Written task:
Only the pictures are omitted; repeat all other data exactly.

Stored data:
★ ★ ★ ★

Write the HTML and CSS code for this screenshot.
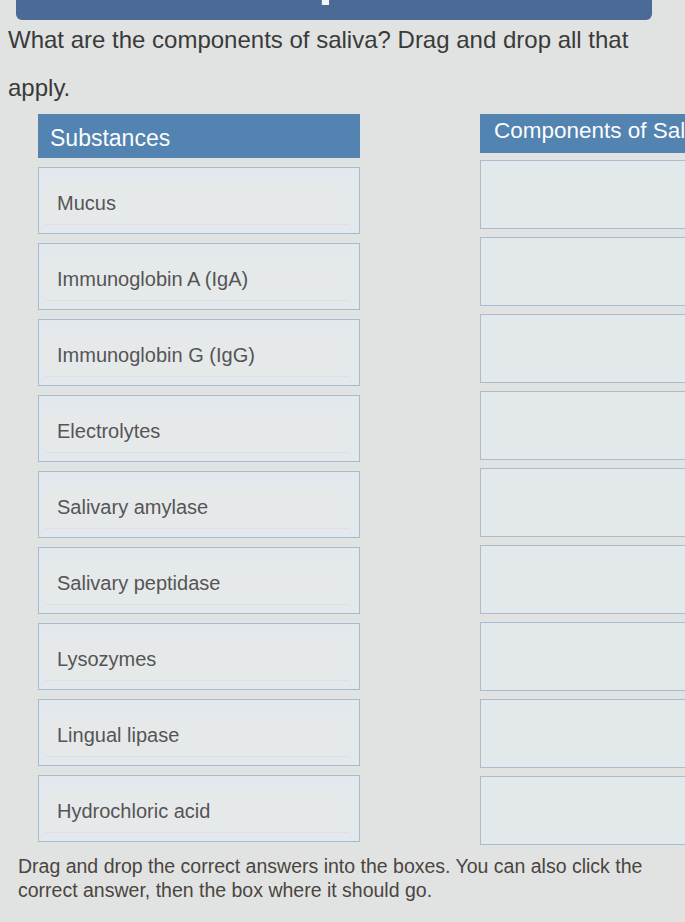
FILE: index.html
```html
<!DOCTYPE html>
<html lang="en">
<head>
    <meta charset="UTF-8">
    <meta name="viewport" content="width=device-width, initial-scale=1.0">
    <title>Saliva Components</title>
    <link rel="stylesheet" href="styles.css">
</head>
<body>
    <!-- Title banner, scrolled mostly out of view -->
    <div class="banner">
        <h1>Saliva Components</h1>
    </div>

    <p class="question">What are the components of saliva? Drag and drop all that apply.</p>

    <div class="board">
        <div class="column" id="source-column">
            <div class="col-header">Substances</div>
            <div class="item"><div class="item-inner">Mucus</div></div>
            <div class="item"><div class="item-inner">Immunoglobin A (IgA)</div></div>
            <div class="item"><div class="item-inner">Immunoglobin G (IgG)</div></div>
            <div class="item"><div class="item-inner">Electrolytes</div></div>
            <div class="item"><div class="item-inner">Salivary amylase</div></div>
            <div class="item"><div class="item-inner">Salivary peptidase</div></div>
            <div class="item"><div class="item-inner">Lysozymes</div></div>
            <div class="item"><div class="item-inner">Lingual lipase</div></div>
            <div class="item"><div class="item-inner">Hydrochloric acid</div></div>
        </div>
        <div class="column" id="target-column">
            <div class="col-header">Components of Saliva</div>
            <div class="drop"></div>
            <div class="drop"></div>
            <div class="drop"></div>
            <div class="drop"></div>
            <div class="drop"></div>
            <div class="drop"></div>
            <div class="drop"></div>
            <div class="drop"></div>
            <div class="drop"></div>
        </div>
    </div>

    <p class="hint">Drag and drop the correct answers into the boxes. You can also click the correct answer, then the box where it should go.</p>
</body>
</html>
```

FILE: styles.css
```css
body {
    margin: 0;
    padding: 0;
    background-color: #e1e3e2;
    font-family: "Liberation Sans", Arial, sans-serif;
    color: #3c3c3c;
    overflow: hidden;
}

/* Title banner (only its bottom edge shows) */
.banner {
    margin: -40px 0 0 16px;
    width: 636px;
    height: 60px;
    background-color: #4b6b96;
    border-radius: 0 0 6px 6px;
    overflow: hidden;
}

.banner h1 {
    margin: 0;
    padding: 0 0 0 22px;
    font-size: 52px;
    line-height: 60px;
    color: #f2f4f6;
    transform: translateY(-14px);
}

.question {
    margin: -4px 0 0 8px;
    width: 640px;
    font-size: 24px;
    line-height: 48px;
    color: #3a3a3a;
}

/* Two columns: substances and drop targets */
.board {
    display: flex;
    gap: 120px;
    margin: 2px 0 0 38px;
}

.column {
    flex: 0 0 322px;
    display: flex;
    flex-direction: column;
}

.col-header {
    height: 44px;
    line-height: 48px;
    padding-left: 12px;
    background-color: #5283b1;
    color: #fbfcfd;
    font-size: 23px;
    white-space: nowrap;
    overflow: hidden;
    margin-bottom: 9px;
}

#target-column .col-header {
    height: 39px;
    line-height: 34px;
    padding-left: 14px;
    font-size: 22.5px;
    margin-bottom: 7px;
}

.item {
    height: 67px;
    margin-bottom: 9px;
    border: 1px solid #a7bccb;
    background-color: #e2e8eb;
    box-sizing: border-box;
    padding: 15px 10px 9px 6px;
}

.item-inner {
    height: 100%;
    padding-left: 12px;
    display: flex;
    align-items: center;
    background-color: #e6e9ea;
    border-bottom: 1px dotted #d5dadc;
    font-size: 20px;
    color: #555;
}

.drop {
    height: 69px;
    margin-bottom: 8px;
    border: 1px solid #a9bccb;
    border-right: none;
    background-color: #e3e8eb;
    box-sizing: border-box;
}

.hint {
    margin: 1px 0 0 18px;
    width: 660px;
    font-size: 19.5px;
    line-height: 24px;
    color: #4a4540;
}
```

★ ★ ★ ★

Exercise answer:
Write the HTML and CSS code for this screenshot.
FILE: index.html
```html
<!DOCTYPE html>
<html lang="en">
<head>
    <meta charset="UTF-8">
    <meta name="viewport" content="width=device-width, initial-scale=1.0">
    <title>Saliva Components</title>
    <link rel="stylesheet" href="styles.css">
</head>
<body>
    <!-- Title banner, scrolled mostly out of view -->
    <div class="banner">
        <h1>Saliva Components</h1>
    </div>

    <p class="question">What are the components of saliva? Drag and drop all that apply.</p>

    <div class="board">
        <div class="column" id="source-column">
            <div class="col-header">Substances</div>
            <div class="item"><div class="item-inner">Mucus</div></div>
            <div class="item"><div class="item-inner">Immunoglobin A (IgA)</div></div>
            <div class="item"><div class="item-inner">Immunoglobin G (IgG)</div></div>
            <div class="item"><div class="item-inner">Electrolytes</div></div>
            <div class="item"><div class="item-inner">Salivary amylase</div></div>
            <div class="item"><div class="item-inner">Salivary peptidase</div></div>
            <div class="item"><div class="item-inner">Lysozymes</div></div>
            <div class="item"><div class="item-inner">Lingual lipase</div></div>
            <div class="item"><div class="item-inner">Hydrochloric acid</div></div>
        </div>
        <div class="column" id="target-column">
            <div class="col-header">Components of Saliva</div>
            <div class="drop"></div>
            <div class="drop"></div>
            <div class="drop"></div>
            <div class="drop"></div>
            <div class="drop"></div>
            <div class="drop"></div>
            <div class="drop"></div>
            <div class="drop"></div>
            <div class="drop"></div>
        </div>
    </div>

    <p class="hint">Drag and drop the correct answers into the boxes. You can also click the correct answer, then the box where it should go.</p>
</body>
</html>
```

FILE: styles.css
```css
body {
    margin: 0;
    padding: 0;
    background-color: #e1e3e2;
    font-family: "Liberation Sans", Arial, sans-serif;
    color: #3c3c3c;
    overflow: hidden;
}

/* Title banner (only its bottom edge shows) */
.banner {
    margin: -40px 0 0 16px;
    width: 636px;
    height: 60px;
    background-color: #4b6b96;
    border-radius: 0 0 6px 6px;
    overflow: hidden;
}

.banner h1 {
    margin: 0;
    padding: 0 0 0 22px;
    font-size: 52px;
    line-height: 60px;
    color: #f2f4f6;
    transform: translateY(-14px);
}

.question {
    margin: -4px 0 0 8px;
    width: 640px;
    font-size: 24px;
    line-height: 48px;
    color: #3a3a3a;
}

/* Two columns: substances and drop targets */
.board {
    display: flex;
    gap: 120px;
    margin: 2px 0 0 38px;
}

.column {
    flex: 0 0 322px;
    display: flex;
    flex-direction: column;
}

.col-header {
    height: 44px;
    line-height: 48px;
    padding-left: 12px;
    background-color: #5283b1;
    color: #fbfcfd;
    font-size: 23px;
    white-space: nowrap;
    overflow: hidden;
    margin-bottom: 9px;
}

#target-column .col-header {
    height: 39px;
    line-height: 34px;
    padding-left: 14px;
    font-size: 22.5px;
    margin-bottom: 7px;
}

.item {
    height: 67px;
    margin-bottom: 9px;
    border: 1px solid #a7bccb;
    background-color: #e2e8eb;
    box-sizing: border-box;
    padding: 15px 10px 9px 6px;
}

.item-inner {
    height: 100%;
    padding-left: 12px;
    display: flex;
    align-items: center;
    background-color: #e6e9ea;
    border-bottom: 1px dotted #d5dadc;
    font-size: 20px;
    color: #555;
}

.drop {
    height: 69px;
    margin-bottom: 8px;
    border: 1px solid #a9bccb;
    border-right: none;
    background-color: #e3e8eb;
    box-sizing: border-box;
}

.hint {
    margin: 1px 0 0 18px;
    width: 660px;
    font-size: 19.5px;
    line-height: 24px;
    color: #4a4540;
}
```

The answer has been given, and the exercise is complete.